Thy free spirit.—Rather, with a willing spirit. Or we may render, a willing spirit shall support me.
(13) Shall be converted.—Better, shall turn to thee. (See Note Psalms 50:23.)
(14) Bloodguiltiness . . .—Literally, as in the margin, bloods. So in LXX. and in Vulg., but thus hardly making it clear whether the word implies the guilt of blood already shed or anticipated violence. The latter would rather have taken the form of Psalms 59:2, “from men of blood.” Probably we should read “from death,” as in Psalms 56:13.
(15) My lips.—Comp. Psalms 71:15. The sense of forgiveness is like a glad morning to song-birds.

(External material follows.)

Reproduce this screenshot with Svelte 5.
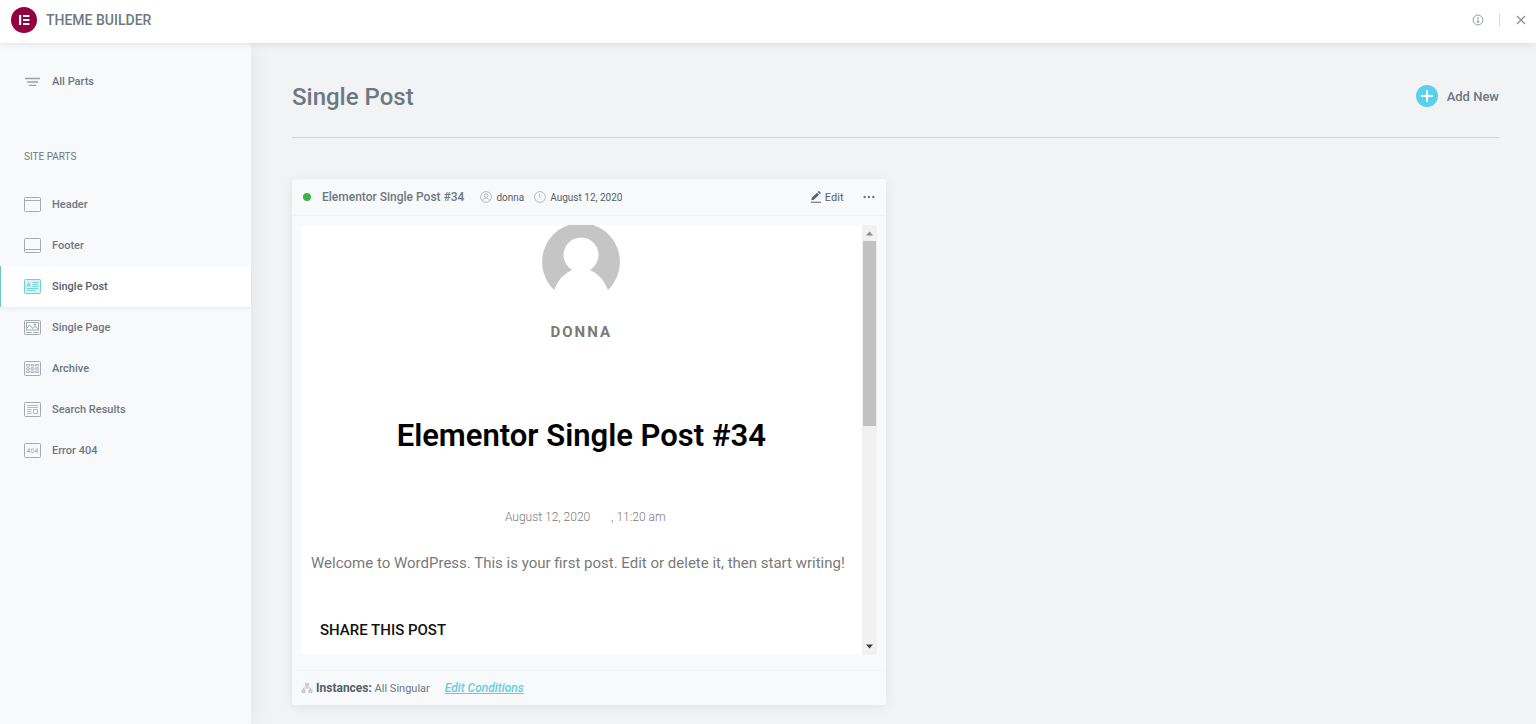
<script>
  const parts = [
    { id: 'header', label: 'Header' },
    { id: 'footer', label: 'Footer' },
    { id: 'post', label: 'Single Post' },
    { id: 'page', label: 'Single Page' },
    { id: 'archive', label: 'Archive' },
    { id: 'search', label: 'Search Results' },
    { id: 'error', label: 'Error 404' }
  ];
  let active = $state('post');
</script>

<div class="app">
  <header class="topbar">
    <svg class="logo" viewBox="0 0 26 26" aria-hidden="true">
      <circle cx="13" cy="13" r="13" fill="#93003f" />
      <path d="M8 8h2.2v10H8zM12 8h6.4v2.1H12zM12 12h6.4v2.1H12zM12 15.9h6.4V18H12z" fill="#fff" />
    </svg>
    <h1>Theme Builder</h1>
    <div class="tools">
      <button aria-label="Info">
        <svg width="12" height="12" viewBox="0 0 12 12" fill="none" stroke="#8d9499">
          <circle cx="6" cy="6" r="4.9" stroke-width="0.9" />
          <path d="M6 3v5.400M4.500 7.600L6 8.600l1.500-1" stroke-width="0.9" />
        </svg>
      </button>
      <span class="divider"></span>
      <button aria-label="Close">
        <svg width="12" height="12" viewBox="0 0 12 12" fill="none" stroke="#8d9499" stroke-width="1.4">
          <path d="M2 2l8 8M10 2l-8 8" />
        </svg>
      </button>
    </div>
  </header>

  <div class="body">
    <nav class="sidebar" aria-label="Site parts">
      <a class="item" href="#all">
        <svg class="part" viewBox="0 0 17 15" fill="none" stroke="#98a2a8" stroke-width="1.300">
          <path d="M1 4.500h15M3 8h11M4.800 11.300h7.400" />
        </svg>
        All Parts
      </a>
      <h2>Site Parts</h2>
      <ul>
        {#each parts as part}
          <li>
            <a
              class="item"
              class:active={active === part.id}
              href="#{part.id}"
              onclick={() => (active = part.id)}
            >
              <svg class="part" viewBox="0 0 17 15" fill="none" stroke="currentColor" stroke-width="1">
                <rect x="0.5" y="0.5" width="16" height="14" rx="0.8" />
                {#if part.id === 'header'}
                  <path d="M.5 3.500h16" />
                {:else if part.id === 'footer'}
                  <path d="M.5 11.500h16" />
                {:else if part.id === 'post'}
                  <rect x="1" y="1" width="15" height="13" fill="#d8f3f5" stroke="none" />
                  <path d="M2.800 8l1.800-4.500L6.400 8M3.400 6.500h2.400M8.500 3.500h6M8.500 5.500h6M8.500 7.500h6M2.500 9.500h12M2.500 11.500h9" stroke-width="0.9" />
                {:else if part.id === 'page'}
                  <rect x="2.500" y="2.500" width="12" height="7.500" />
                  <path d="M2.500 8.500l3.200-3.500 3 3.500 2.300-2 3.500 2.500M2.300 12.500h5.500M9.500 12.500h5.200" />
                  <circle cx="11" cy="4.700" r="0.900" />
                {:else if part.id === 'archive'}
                  <path d="M2.500 3.500h3v1.500h-3zM7 3.500h3v1.500h-3zM11.500 3.500h3v1.500h-3zM2.500 6.800h3v1.500h-3zM7 6.800h3v1.500h-3zM11.500 6.800h3v1.500h-3zM2.500 10h3v1.500h-3zM7 10h3v1.500h-3zM11.500 10h3v1.500h-3z" stroke-width="0.8" />
                {:else if part.id === 'search'}
                  <path d="M3 3.500h11M3 5.500h11M3 7.500h4.500M3 9.500h4.500M3 11.500h4.500M9.500 7.500h4v4h-4z" stroke-width="0.8" />
                {:else}
                  <path d="M5.200 10V5.500L3 8.500h3M13.200 10V5.500L11 8.500h3" stroke-width="0.8" />
                  <rect x="7.300" y="5.700" width="2.400" height="4" rx="1.100" stroke-width="0.8" />
                {/if}
              </svg>
              {part.label}
            </a>
          </li>
        {/each}
      </ul>
    </nav>

    <main>
      <div class="title-row">
        <h2>Single Post</h2>
        <button class="add">
          <svg width="22" height="22" viewBox="0 0 22 22" aria-hidden="true">
            <circle cx="11" cy="11" r="11" fill="#58d0f0" />
            <path d="M11 5v12M5 11h12" stroke="#fff" stroke-width="2" />
          </svg>
          Add New
        </button>
      </div>

      <div class="grid">
        <article class="card">
          <div class="card-head">
            <span class="dot"></span>
            <h3>Elementor Single Post #34</h3>
            <span class="meta">
              <svg width="12" height="12" viewBox="0 0 12 12" fill="none" stroke="#b4babf">
                <circle cx="6" cy="6" r="5.400" />
                <circle cx="6" cy="4.600" r="1.800" />
                <path d="M2.500 9.800c.4-2 1.700-2.800 3.500-2.800s3.100.8 3.500 2.800" />
              </svg>
              donna
            </span>
            <span class="meta">
              <svg width="12" height="12" viewBox="0 0 12 12" fill="none" stroke="#b4babf">
                <circle cx="6" cy="6" r="5.400" />
                <path d="M5.700 3v3.200l1.600 1.400" />
              </svg>
              August 12, 2020
            </span>
            <button class="edit">
              <svg width="12" height="12" viewBox="0 0 12 12" fill="#556068" aria-hidden="true">
                <path d="M1.300 9.300l.5-2.500L7 1.700l2.100 2.100-5.200 5zM7.700 1l.7-.7c.3-.3.700-.3 1 0l1.100 1.100c.3.300.3.700 0 1l-.7.700zM1 10.700h10v1H1z" />
              </svg>
              Edit
            </button>
            <button aria-label="More actions">
              <svg width="12" height="4" viewBox="0 0 12 4" fill="#6d7882">
                <circle cx="1.700" cy="2" r="1.200" /><circle cx="6" cy="2" r="1.200" /><circle cx="10.300" cy="2" r="1.200" />
              </svg>
            </button>
          </div>

          <div class="preview">
            <div class="page">
              <svg width="78" height="70" viewBox="0 0 78 70" aria-hidden="true">
                <path
                  fill="#c5c5c5"
                  d="M26.700 0H51.300A39 39 0 0 1 66 65Q60 50 48 45A17.500 17.500 0 1 0 30 45Q18 50 12 65A39 39 0 0 1 26.700 0z"
                />
              </svg>
              <p class="author">Donna</p>
              <h4>Elementor Single Post #34</h4>
              <p class="stamp"><span>August 12, 2020</span><span>, 11:20 am</span></p>
              <p class="welcome">
                Welcome to WordPress. This is your first post. Edit or delete it, then start writing!
              </p>
              <h5>Share this post</h5>
            </div>
            <div class="scroll" aria-hidden="true">
              <svg width="15" height="16" viewBox="0 0 15 16"><path d="M4 10.500l3.500-4 3.500 4z" fill="#8c8c8c" /></svg>
              <div class="thumb"></div>
              <svg width="15" height="16" viewBox="0 0 15 16"><path d="M4 5.500h7l-3.500 4z" fill="#404040" /></svg>
            </div>
          </div>

          <div class="card-foot">
            <svg width="12" height="12" viewBox="0 0 12 12" fill="#d5d9dc" stroke="#b8bdc1" stroke-width="0.8" aria-hidden="true">
              <rect x="4.500" y="1.500" width="3" height="2.500" />
              <rect x="1" y="8" width="3" height="2.500" />
              <rect x="8" y="8" width="3" height="2.500" />
              <path d="M6 4v2M2.500 8V6h7v2" fill="none" />
            </svg>
            <span><strong>Instances:</strong> All Singular</span>
            <a href="#conditions">Edit Conditions</a>
          </div>
        </article>
      </div>
    </main>
  </div>
</div>

<style>
  :global(body) {
    background: #f1f3f5;
  }
  .app {
    min-height: 100vh;
    display: flex;
    flex-direction: column;
    font-family: Roboto, sans-serif;
    font-size: 11px;
    color: #6d7882;
  }
  h1, h2, h3, h4, h5, p, ul {
    margin: 0;
    padding: 0;
    font-weight: 500;
  }
  ul {
    list-style: none;
  }
  button {
    display: flex;
    align-items: center;
    padding: 0;
    border: 0;
    background: none;
    font: inherit;
    color: inherit;
    cursor: pointer;
  }
  a {
    color: inherit;
    text-decoration: none;
  }
  svg {
    flex: none;
    display: block;
  }
  .topbar {
    position: relative;
    z-index: 1;
    display: flex;
    align-items: center;
    height: 43px;
    box-sizing: border-box;
    padding: 0 9px 3px 11px;
    background: #fff;
    box-shadow: 0 0 8px rgba(0, 0, 0, 0.12);
  }
  .logo {
    width: 26px;
    height: 26px;
    margin-right: 9px;
  }
  h1 {
    font-size: 14px;
    text-transform: uppercase;
  }
  .tools {
    display: flex;
    align-items: center;
    gap: 15px;
    margin-left: auto;
  }
  .divider {
    width: 1px;
    height: 12px;
    background: #d5dadf;
  }
  .body {
    flex: 1;
    display: flex;
  }
  .sidebar {
    flex: none;
    width: 251px;
    padding-top: 18px;
    background: #f7f9fb;
    box-shadow: 0 0 24px rgba(0, 0, 0, 0.07);
  }
  .item {
    display: flex;
    align-items: center;
    gap: 11px;
    height: 41px;
    box-sizing: border-box;
    padding-left: 24px;
    font-weight: 500;
  }
  .part {
    width: 17px;
    height: 15px;
    color: #a4abb1;
  }
  .active {
    padding-left: 23px;
    border-left: 1px solid #6ec5cb;
    background: #fff;
    color: #556068;
    box-shadow: 0 2px 4px rgba(0, 0, 0, 0.05);
  }
  .active .part {
    color: #6fcfd6;
  }
  .sidebar h2 {
    margin: 45px 0 17px 24px;
    font-size: 10px;
    line-height: 20px;
    font-weight: 400;
    text-transform: uppercase;
  }
  main {
    flex: 1;
    min-width: 0;
    padding: 31px 37px 19px 41px;
  }
  .title-row {
    display: flex;
    align-items: flex-start;
    justify-content: space-between;
    height: 63px;
    border-bottom: 1px solid #d0d5d9;
  }
  .title-row h2 {
    font-size: 24px;
    line-height: 46px;
  }
  .add {
    gap: 9px;
    height: 44px;
    font-size: 13px;
    font-weight: 500;
  }
  .grid {
    display: grid;
    grid-template-columns: 1fr 1fr;
    gap: 20px;
    margin-top: 41px;
  }
  .card {
    border-radius: 3px;
    background: #f8f9fb;
    box-shadow: 0 2px 12px rgba(0, 0, 0, 0.07);
  }
  .card-head {
    display: flex;
    align-items: center;
    height: 36px;
    padding: 0 11px;
    border-bottom: 1px solid #f1f3f5;
  }
  .dot {
    width: 8px;
    height: 8px;
    margin-right: 11px;
    border-radius: 50%;
    background: #39b54a;
  }
  h3 {
    margin-right: 16px;
    font-size: 12px;
  }
  .meta {
    display: flex;
    align-items: center;
    gap: 4px;
    margin-right: 10px;
    font-size: 10px;
    color: #556068;
  }
  .edit {
    gap: 3px;
    margin-left: auto;
    margin-right: 19px;
    color: #556068;
  }
  .preview {
    display: flex;
    margin: 9px 9px 15px;
    border-radius: 3px;
    overflow: hidden;
    background: #fff;
  }
  .page {
    flex: 1;
    min-width: 0;
    display: flex;
    flex-direction: column;
    align-items: center;
    padding: 0 10px 12px;
    color: #7a7a7a;
  }
  .author {
    margin-top: 26px;
    font-size: 15px;
    line-height: 22px;
    font-weight: 700;
    letter-spacing: 2px;
    text-transform: uppercase;
  }
  h4 {
    margin-top: 73px;
    font-size: 31px;
    line-height: 40px;
    font-weight: 600;
    color: #000;
  }
  .stamp {
    display: flex;
    gap: 21px;
    margin: 51px 0 0 8px;
    font-size: 12px;
    line-height: 20px;
    font-weight: 300;
  }
  .welcome {
    align-self: flex-start;
    margin-top: 24px;
    font-size: 15px;
    line-height: 24px;
    font-weight: 400;
  }
  h5 {
    align-self: flex-start;
    margin: 43px 0 0 9px;
    font-size: 15px;
    line-height: 25px;
    color: #111;
    text-transform: uppercase;
  }
  .scroll {
    flex: none;
    display: flex;
    flex-direction: column;
    width: 15px;
    background: #f1f1f1;
  }
  .scroll svg:last-child {
    margin-top: auto;
  }
  .thumb {
    height: 43%;
    margin: 0 1px;
    background: #c1c1c1;
  }
  .card-foot {
    display: flex;
    align-items: center;
    gap: 3px;
    height: 34px;
    padding: 0 9px;
    border-top: 1px solid #f4f5f7;
  }
  .card-foot strong {
    font-size: 12px;
    font-weight: 700;
    color: #556068;
  }
  .card-foot a {
    margin-left: 12px;
    font-size: 12px;
    font-style: italic;
    font-weight: 500;
    color: #5fd0dc;
    text-decoration: underline;
  }
</style>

(16) Sacrifice.—The rabbinical commentators on this verse represent the penitence of David as having taken the place of the sin-offering prescribed by the Law. In the mouth of an individual, language with such an intention would not have been possible. To the nation exiled and deprived of the legal rites, and by that very deprivation compelled to look beyond their outward form to their inner spirit, the words are most appropriate.
(18) Do good.—The last two verses have occasioned much controversy. They do not fit in well with the theory of Davidic authorship, Theodoret long ago saying that they better suited the exiles in Babylon. They seem at first sight to contradict what has just been asserted of sacrifice. On both grounds they have been regarded as a liturgical addition, such as doubtless the compiler made, without any sense of infringement of the rights of authorship. On the other hand, it is not only these two verses which harmonise with the feelings of the restored exiles, but the whole psalm, and the contradiction in regard to the worth of sacrifices is only apparent. While vindicating spiritual religion, the psalmist no more abrogates ceremonies than the prophets do. As soon as their performance is possible they will be resumed.